Ubuntu 8.10 Intrepid Ibex AMIs released for Amazon EC2 2008-10-30

The big news in the Ubuntu community today is that Ubuntu 8.10 Intrepid Ibex has been released right on schedule:

http://ubuntu.com

If you’d like to take it for a spin on EC2, brand new AMIs are available for 32-bit and 64-bit instances in both base install and desktop flavors.

You can find the latest AMIs for all Ubuntu releases on the following site with links to the public AMI documents on Amazon:

https://alestic.com

Ubuntu 8.10 is not an LTS (long term support release). It will be supported for 18 months. If you would like a bit more longevity, Ubuntu 8.04 LTS (Hardy) still has 4.5 years of life left in the server edition and is available from the same sites above.

Final release of Ubuntu 7.04 Feisty AMI for Amazon EC2 2008-10-20 (Feisty is now obsolete)

A new and final update has been released today for the Ubuntu 7.04 Feisty AMI on

https://alestic.com

Since Ubuntu 7.04 has reached its end-of-life (see forwarded attachment) there will be no further updates to the Ubuntu 7.04 Feisty base install AMI.

Anybody who might have been using the Feisty AMI series should have moved on by now to either the Ubuntu 7.10 Gutsy or 8.04 Hardy AMIs.

Please note: Ubuntu 7.10 Gutsy will reach its end-of-life in 6 months during which time everybody using that release should be upgrading to 8.04 Hardy.

Ubuntu 8.04 Hardy is LTS. The LTS versions of Ubuntu receive long- term support: 3 years for desktop versions and 5 years for server versions.

New releases of Ubuntu AMIs for Amazon EC2 2008-09-24 (emergency fix for /etc/fstab and /mnt)
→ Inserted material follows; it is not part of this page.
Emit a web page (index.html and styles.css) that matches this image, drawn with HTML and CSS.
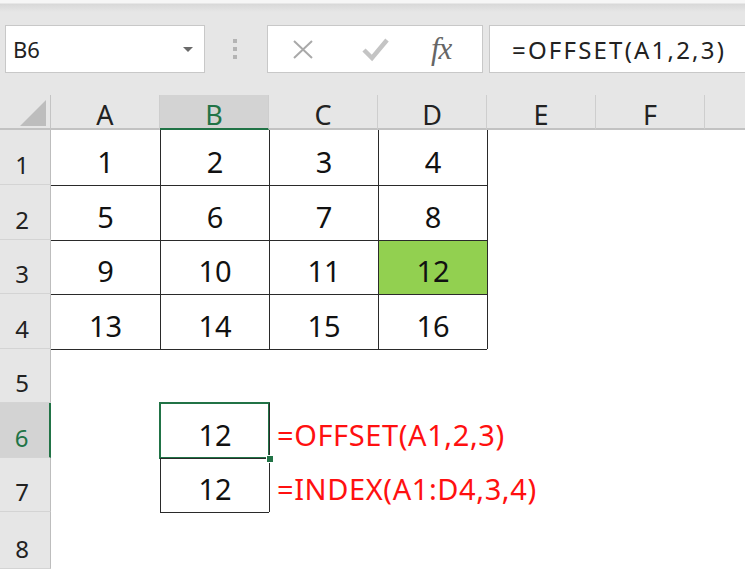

New updates have been released for all of the Ubuntu and Debian AMIs listed on:

https://alestic.com

The primary enhancement in this release is an emergency correction for a defect in the previous AMIs, to wit: The /etc/fstab file was missing and /mnt was not mounted as ephemeral storage.

Thanks to Garrett Smith and Ken Lim for identifying and reporting this problem. I had apparently missed the notice that the latest ec2- bundle-vol from Amazon requires –generate-fstab if you want to have an /etc/fstab when creating an AMI from scratch :-\

The defective AMIs are hereby deprecated and may eventually be withdrawn.